Exercise instructions:
Make an exact copy of the lines, leaving the pictures out.
--- START ---
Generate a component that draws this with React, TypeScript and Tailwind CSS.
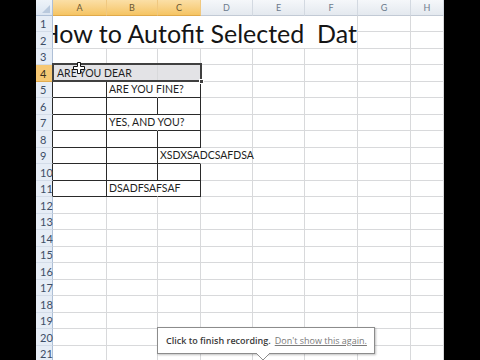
import React from 'react';

type Key = 'grid' | 'dark' | 'none';

const RIGHT: Record<Key, string> = {
  grid: 'border-r border-r-[#d8d9db]',
  dark: 'border-r border-r-[#2a2a2a]',
  none: 'border-r border-r-transparent',
};
const BOTTOM: Record<Key, string> = {
  grid: 'border-b border-b-[#d8d9db]',
  dark: 'border-b border-b-[#2a2a2a]',
  none: 'border-b border-b-transparent',
};

const LETTERS = ['A', 'B', 'C', 'D', 'E', 'F', 'G', 'H'];

const TEXTS: Record<string, string> = {
  '4-1': 'ARE YOU DEAR',
  '5-2': 'ARE YOU FINE?',
  '7-2': 'YES, AND YOU?',
  '9-3': 'XSDXSADCSAFDSA',
  '11-2': 'DSADFSAFSAF',
};

function rightKey(r: number, c: number): Key {
  if (r >= 5 && r <= 11 && c <= 3) {
    if ((r === 5 || r === 7 || r === 11) && c === 2) return 'none';
    if (r === 9 && c === 3) return 'none';
    return 'dark';
  }
  if (r === 4 && c === 1) return 'none';
  return 'grid';
}

function bottomKey(r: number, c: number): Key {
  if (r >= 4 && r <= 11 && c <= 3) return 'dark';
  return 'grid';
}

function Cursor() {
  return (
    <svg width="12" height="12" viewBox="0 0 12 12" className="absolute left-[20px] top-[-3px] z-20">
      <path d="M4.5 0.5h3v4h4v3h-4v4h-3v-4h-4v-3h4z" fill="#fff" stroke="#111" strokeWidth="1" />
    </svg>
  );
}

function Cell({ r, c }: { r: number; c: number }) {
  const text = TEXTS[`${r}-${c}`];
  const sel = r === 4 && c <= 3;
  return (
    <div
      className={`relative flex items-end ${RIGHT[rightKey(r, c)]} ${BOTTOM[bottomKey(r, c)]} ${sel ? 'bg-[#e3e3e6]' : ''}`}
    >
      {text && (
        <span
          className={`relative z-[1] whitespace-nowrap text-[10.5px] leading-[12px] text-[#1e1e1e] pb-[2px] ${c === 1 ? 'pl-[4px]' : 'pl-[2px]'}`}
        >
          {text}
        </span>
      )}
      {r === 4 && c === 1 && (
        <>
          <div className="pointer-events-none absolute left-[-1px] top-[-2px] z-10 h-[19px] w-[150px] border-2 border-[#404040]">
            <div className="absolute bottom-[-4px] right-[-4px] h-[5px] w-[5px] border border-white bg-[#404040]" />
          </div>
          <Cursor />
        </>
      )}
    </div>
  );
}

function RowHeader({ r }: { r: number }) {
  const sel = r === 4;
  const darkRight = r >= 5 && r <= 11;
  return (
    <div
      className={`flex items-center pl-[4px] text-[11px] leading-none border-b ${
        sel ? 'bg-[#f6c874] text-[#3a3020] border-b-[#e2ac4f]' : 'bg-[#e6edf6] text-[#3d4d66] border-b-[#d3dce8]'
      } border-r ${darkRight ? 'border-r-[#2a2a2a]' : 'border-r-[#aebfd6]'}`}
    >
      {r}
    </div>
  );
}

export default function App() {
  const rows = Array.from({ length: 21 }, (_, i) => i + 1);
  return (
    <div className="flex h-[360px] w-[480px] overflow-hidden bg-black font-['Lato','Noto_Sans',sans-serif]">
      <div className="w-[36px] shrink-0" />
      <div className="relative h-[360px] w-[408px] shrink-0 overflow-hidden bg-white">
        <div className="grid grid-cols-[17px_54px_51px_43px_52px_52px_53px_53px_33px] grid-rows-[16px_16px_17px_16px_17px_16px_17px_16px_17px_16px_17px_16px_17px_16px_17px_16px_17px_16px_17px_16px_17px_16px]">
          {/* corner */}
          <div className="relative border-r border-b border-r-[#aebfd6] border-b-[#aebfd6] bg-gradient-to-b from-[#eef3f9] to-[#dbe5f1]">
            <svg width="8" height="8" viewBox="0 0 8 8" className="absolute bottom-[2px] right-[2px]">
              <path d="M8 0L8 8L0 8Z" fill="#b9c9dd" />
            </svg>
          </div>
          {LETTERS.map((l, i) => {
            const sel = i < 3;
            return (
              <div
                key={l}
                className={`flex items-center justify-center text-[9px] leading-none border-r border-b ${
                  sel
                    ? 'bg-gradient-to-b from-[#fbdfa6] to-[#f5c462] text-[#6a5632] border-r-[#f0c880] border-b-[#e0a94a]'
                    : 'bg-gradient-to-b from-[#f5f7fa] to-[#e4e9ef] text-[#6d7b8d] border-r-[#d3d9e1] border-b-[#c2cad5]'
                }`}
              >
                {l}
              </div>
            );
          })}
          {rows.map((r) => {
            if (r === 1) {
              return (
                <React.Fragment key={r}>
                  <RowHeader r={1} />
                  <div className="col-span-6 row-span-2 flex items-center justify-center overflow-hidden border-r border-b border-r-[#d8d9db] border-b-[#d8d9db]">
                    <span className="whitespace-pre text-[25px] leading-none tracking-[0px] text-[#151515] pt-[2px]">
                      {'How to Autofit Selected  Data'}
                    </span>
                  </div>
                  <Cell r={1} c={7} />
                  <Cell r={1} c={8} />
                </React.Fragment>
              );
            }
            if (r === 2) {
              return (
                <React.Fragment key={r}>
                  <RowHeader r={2} />
                  <Cell r={2} c={7} />
                  <Cell r={2} c={8} />
                </React.Fragment>
              );
            }
            return (
              <React.Fragment key={r}>
                <RowHeader r={r} />
                {LETTERS.map((_, i) => (
                  <Cell key={i} r={r} c={i + 1} />
                ))}
              </React.Fragment>
            );
          })}
        </div>

        {/* recording balloon */}
        <div className="absolute left-[121px] top-[327px] z-30 flex h-[27px] w-[218px] items-center border border-[#8c8c8c] bg-white pl-[8px] text-[9px] shadow-[1px_1px_2px_rgba(0,0,0,0.25)] font-['Open_Sans',sans-serif]">
          <span className="font-semibold text-[#3a3a3a]">Click to finish recording.</span>
          <span className="ml-[4px] text-[#7a7a7a] underline">Don&apos;t show this again.</span>
          <svg width="14" height="8" viewBox="0 0 14 8" className="absolute bottom-[-8px] left-[98px]">
            <path d="M0 0L7 7L14 0" fill="#fff" stroke="#8c8c8c" strokeWidth="1" />
          </svg>
        </div>
      </div>
      <div className="w-[36px] shrink-0" />
    </div>
  );
}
--- END ---
Written solution:
Generate a component that draws this with React, TypeScript and Tailwind CSS.
import React from 'react';

type Key = 'grid' | 'dark' | 'none';

const RIGHT: Record<Key, string> = {
  grid: 'border-r border-r-[#d8d9db]',
  dark: 'border-r border-r-[#2a2a2a]',
  none: 'border-r border-r-transparent',
};
const BOTTOM: Record<Key, string> = {
  grid: 'border-b border-b-[#d8d9db]',
  dark: 'border-b border-b-[#2a2a2a]',
  none: 'border-b border-b-transparent',
};

const LETTERS = ['A', 'B', 'C', 'D', 'E', 'F', 'G', 'H'];

const TEXTS: Record<string, string> = {
  '4-1': 'ARE YOU DEAR',
  '5-2': 'ARE YOU FINE?',
  '7-2': 'YES, AND YOU?',
  '9-3': 'XSDXSADCSAFDSA',
  '11-2': 'DSADFSAFSAF',
};

function rightKey(r: number, c: number): Key {
  if (r >= 5 && r <= 11 && c <= 3) {
    if ((r === 5 || r === 7 || r === 11) && c === 2) return 'none';
    if (r === 9 && c === 3) return 'none';
    return 'dark';
  }
  if (r === 4 && c === 1) return 'none';
  return 'grid';
}

function bottomKey(r: number, c: number): Key {
  if (r >= 4 && r <= 11 && c <= 3) return 'dark';
  return 'grid';
}

function Cursor() {
  return (
    <svg width="12" height="12" viewBox="0 0 12 12" className="absolute left-[20px] top-[-3px] z-20">
      <path d="M4.5 0.5h3v4h4v3h-4v4h-3v-4h-4v-3h4z" fill="#fff" stroke="#111" strokeWidth="1" />
    </svg>
  );
}

function Cell({ r, c }: { r: number; c: number }) {
  const text = TEXTS[`${r}-${c}`];
  const sel = r === 4 && c <= 3;
  return (
    <div
      className={`relative flex items-end ${RIGHT[rightKey(r, c)]} ${BOTTOM[bottomKey(r, c)]} ${sel ? 'bg-[#e3e3e6]' : ''}`}
    >
      {text && (
        <span
          className={`relative z-[1] whitespace-nowrap text-[10.5px] leading-[12px] text-[#1e1e1e] pb-[2px] ${c === 1 ? 'pl-[4px]' : 'pl-[2px]'}`}
        >
          {text}
        </span>
      )}
      {r === 4 && c === 1 && (
        <>
          <div className="pointer-events-none absolute left-[-1px] top-[-2px] z-10 h-[19px] w-[150px] border-2 border-[#404040]">
            <div className="absolute bottom-[-4px] right-[-4px] h-[5px] w-[5px] border border-white bg-[#404040]" />
          </div>
          <Cursor />
        </>
      )}
    </div>
  );
}

function RowHeader({ r }: { r: number }) {
  const sel = r === 4;
  const darkRight = r >= 5 && r <= 11;
  return (
    <div
      className={`flex items-center pl-[4px] text-[11px] leading-none border-b ${
        sel ? 'bg-[#f6c874] text-[#3a3020] border-b-[#e2ac4f]' : 'bg-[#e6edf6] text-[#3d4d66] border-b-[#d3dce8]'
      } border-r ${darkRight ? 'border-r-[#2a2a2a]' : 'border-r-[#aebfd6]'}`}
    >
      {r}
    </div>
  );
}

export default function App() {
  const rows = Array.from({ length: 21 }, (_, i) => i + 1);
  return (
    <div className="flex h-[360px] w-[480px] overflow-hidden bg-black font-['Lato','Noto_Sans',sans-serif]">
      <div className="w-[36px] shrink-0" />
      <div className="relative h-[360px] w-[408px] shrink-0 overflow-hidden bg-white">
        <div className="grid grid-cols-[17px_54px_51px_43px_52px_52px_53px_53px_33px] grid-rows-[16px_16px_17px_16px_17px_16px_17px_16px_17px_16px_17px_16px_17px_16px_17px_16px_17px_16px_17px_16px_17px_16px]">
          {/* corner */}
          <div className="relative border-r border-b border-r-[#aebfd6] border-b-[#aebfd6] bg-gradient-to-b from-[#eef3f9] to-[#dbe5f1]">
            <svg width="8" height="8" viewBox="0 0 8 8" className="absolute bottom-[2px] right-[2px]">
              <path d="M8 0L8 8L0 8Z" fill="#b9c9dd" />
            </svg>
          </div>
          {LETTERS.map((l, i) => {
            const sel = i < 3;
            return (
              <div
                key={l}
                className={`flex items-center justify-center text-[9px] leading-none border-r border-b ${
                  sel
                    ? 'bg-gradient-to-b from-[#fbdfa6] to-[#f5c462] text-[#6a5632] border-r-[#f0c880] border-b-[#e0a94a]'
                    : 'bg-gradient-to-b from-[#f5f7fa] to-[#e4e9ef] text-[#6d7b8d] border-r-[#d3d9e1] border-b-[#c2cad5]'
                }`}
              >
                {l}
              </div>
            );
          })}
          {rows.map((r) => {
            if (r === 1) {
              return (
                <React.Fragment key={r}>
                  <RowHeader r={1} />
                  <div className="col-span-6 row-span-2 flex items-center justify-center overflow-hidden border-r border-b border-r-[#d8d9db] border-b-[#d8d9db]">
                    <span className="whitespace-pre text-[25px] leading-none tracking-[0px] text-[#151515] pt-[2px]">
                      {'How to Autofit Selected  Data'}
                    </span>
                  </div>
                  <Cell r={1} c={7} />
                  <Cell r={1} c={8} />
                </React.Fragment>
              );
            }
            if (r === 2) {
              return (
                <React.Fragment key={r}>
                  <RowHeader r={2} />
                  <Cell r={2} c={7} />
                  <Cell r={2} c={8} />
                </React.Fragment>
              );
            }
            return (
              <React.Fragment key={r}>
                <RowHeader r={r} />
                {LETTERS.map((_, i) => (
                  <Cell key={i} r={r} c={i + 1} />
                ))}
              </React.Fragment>
            );
          })}
        </div>

        {/* recording balloon */}
        <div className="absolute left-[121px] top-[327px] z-30 flex h-[27px] w-[218px] items-center border border-[#8c8c8c] bg-white pl-[8px] text-[9px] shadow-[1px_1px_2px_rgba(0,0,0,0.25)] font-['Open_Sans',sans-serif]">
          <span className="font-semibold text-[#3a3a3a]">Click to finish recording.</span>
          <span className="ml-[4px] text-[#7a7a7a] underline">Don&apos;t show this again.</span>
          <svg width="14" height="8" viewBox="0 0 14 8" className="absolute bottom-[-8px] left-[98px]">
            <path d="M0 0L7 7L14 0" fill="#fff" stroke="#8c8c8c" strokeWidth="1" />
          </svg>
        </div>
      </div>
      <div className="w-[36px] shrink-0" />
    </div>
  );
}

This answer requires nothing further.